Fathers' Rights Case Law Title 42 USC 1983 is for (federal) civil rights violations. "Judges may be punished criminally for willful deprivation of rights on the strength of Title 18 U.S.A. 241 and 242."
"Judges may be punished criminally for willful deprivation of rights on the strength of Title 18 U.S.A. 241 and 242."
[The fact that There are federal rules\laws regarding suing including judges for violations of constitutional rights is proof enough that it occurs.] [Often instead of coming right out with it phrases like "an error of law" are used, not that the law is in error, but that the judge's ruling\ order or decision is "in error of the law". This means the judge's ruling is contrary to or in opposition to the law. Note the law may be "case law".]
  • IMBLER V. PACHTMAN, 424 U.S. 409; 96 S.Ct. 984 (1976)
Right of parents to the care, custody and to nurture their children is of such character that it cannot be denied without violating those fundamental principals of liberty and justice which lie at the base of all our civil and political institutions, AND SUCH RIGHT IS A FUNDAMENTAL RIGHT PROTECTED BY THIS AMENDMENT AND AMENDMENTS 5, 9, and 14.
  • DOE V. IRWIN, 441 f. SUPP. 1247, U.S. DISTRICT COURT OF MICHIGAN (1977)
" courts (must) indulge every reasonable presumption against waiver of fundamental constitutional rights, and... .not presume acquiescence in the loss of fundamental rights"
  • DIMICK V. SCHIEDT, 293 U.S. 474 (1935); 304 US at 464
"Disobedience or evasion of a Constitutional mandate may not be tolerated, even though such disobedience may not be tolerated, even though such disobedience may. . . . promote in some respects the best interests of the public."
  • WATSON V. CITY OF MEMPHIS, 83 S.Ct. 1314, 375 U.S. 526, 10 L.Ed. 2d.(1963)
The pleading of one who pleads pro se for the protection of civil rights should be liberally construed.
  • BLOOD V. MARGIS, 322 F.2d 1086 (1971)
Parents have fundamental constitutionally protected interest in continuity of legal bond with their children.
  • MATTER OF DELANEY, 617 P.2d 886, Oklahoma (1980)
The United States Supreme Court noted that a parent's right to "the companionship, care, custody and management of his or her children" is an interest "far more precious" than any property right.
  • MAV V. ANDERSON, 345 U.S. 528, 533; 73 S.Ct. 840, 843 (1952)
"No bond is more precious and none should be more zealously protected by the law as the bond between parent and child."
  • CARSEN V. ELROD, 411 F.Supp. 645, 649 (U.S. District Court Eastern Dist. Virginia 1976)
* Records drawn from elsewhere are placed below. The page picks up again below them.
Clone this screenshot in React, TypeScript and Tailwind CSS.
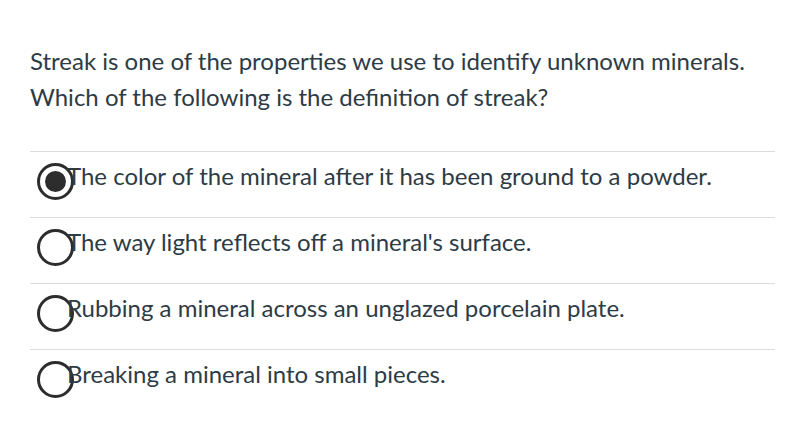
import React from 'react'

const OPTIONS = [
  'The color of the mineral after it has been ground to a powder.',
  "The way light reflects off a mineral's surface.",
  'Rubbing a mineral across an unglazed porcelain plate.',
  'Breaking a mineral into small pieces.',
]

function Radio({ checked }: { checked: boolean }) {
  return (
    <span className="relative z-0 flex h-[37px] w-[37px] shrink-0 items-center justify-center rounded-full border-[3px] border-[#2d2d2d] bg-white">
      {checked && <span className="h-[21px] w-[21px] rounded-full bg-[#2d2d2d]" />}
    </span>
  )
}

export default function App() {
  return (
    <div className="min-h-[443px] bg-white pl-[30px] pr-[29px] pt-[43px] font-['Lato',_'Liberation_Sans',_sans-serif] text-[#2d3b45]">
      <p className="text-[24px] leading-[36px]">
        Streak is one of the properties we use to identify unknown minerals.
        <br />
        Which of the following is the definition of streak?
      </p>

      <ul className="mt-[36px]">
        {OPTIONS.map((opt, i) => (
          <li
            key={opt}
            className="flex h-[66px] items-start border-t border-[#dcdcdc] pl-[7px] pt-[11px]"
          >
            <Radio checked={i === 0} />
            <span className="relative z-10 -ml-[7px] -mt-[2px] text-[24px] leading-[30px]">{opt}</span>
          </li>
        ))}
      </ul>
    </div>
  )
}
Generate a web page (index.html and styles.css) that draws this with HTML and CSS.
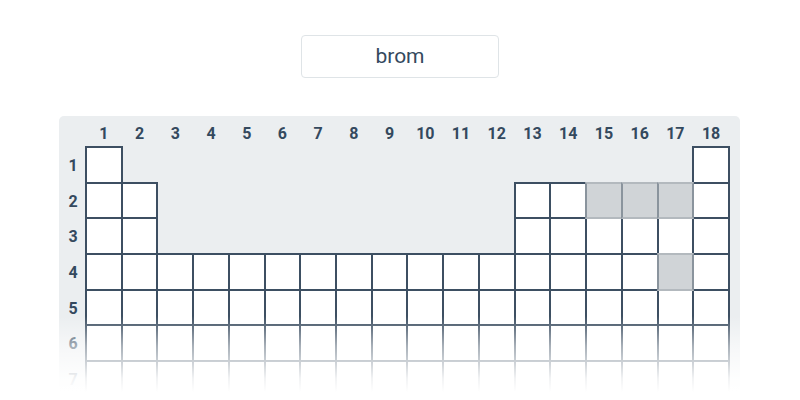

"A parent's right to the preservation of his relationship with his child derives from the fact that the parent's achievement of a rich and rewarding life is likely to depend significantly on his ability to participate in the rearing of his children. A child's corresponding right to protection from interference in the relationship deprives form the psychic importance to him of being raised by a loving, responsible, reliable adult." (Emphasis added)
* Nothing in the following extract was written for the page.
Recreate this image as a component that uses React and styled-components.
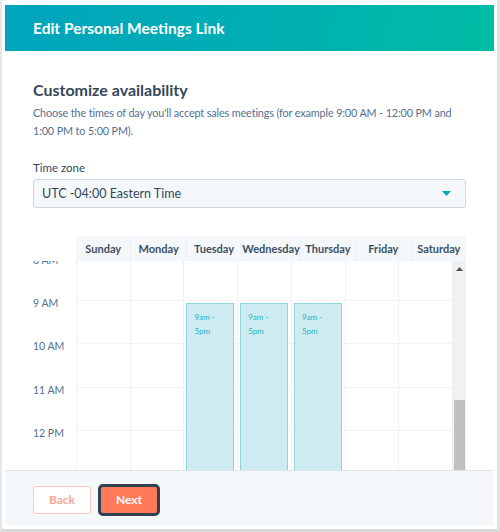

  • FRANZ V. UNITED STATES, 707 F.2d 582, 595-599 (U.S. Ct. App. D.C. Circuit 1983)
A parent's right to the custody of his or her children is an element of "liberty" guaranteed by the Fifth Amendment and Fourteenth Amendment to the Constitution of the United States.
  • MATTER OF GENTRY, 369 N.W.2d. 889, Mich. Appellate Div. (1983)
Legislative classifications which distributes benefits and burdens on the basis of gender carry the inherent risk of reinforcing stereotypes about the proper place of women and their need for special protection; thus, even statutes purportedly designed to compensate for and ameliorate the effects of past discrimination against women must be carefully tailored. The state cannot be permitted to classify on the basis of sex.
  • ORR V. ORR, 99 S.Ct. 1102, 440 U.S. 268 (1979)
The United States Supreme Court held that the "old notion" that "generally it is the man's primary responsibility to provide a home and its essentials, " can no longer justify a statute that discriminates on the basis of gender. "No longer is the female destined solely for the home and the rearing of the family, and only the male for the marketplace and the world of ideas."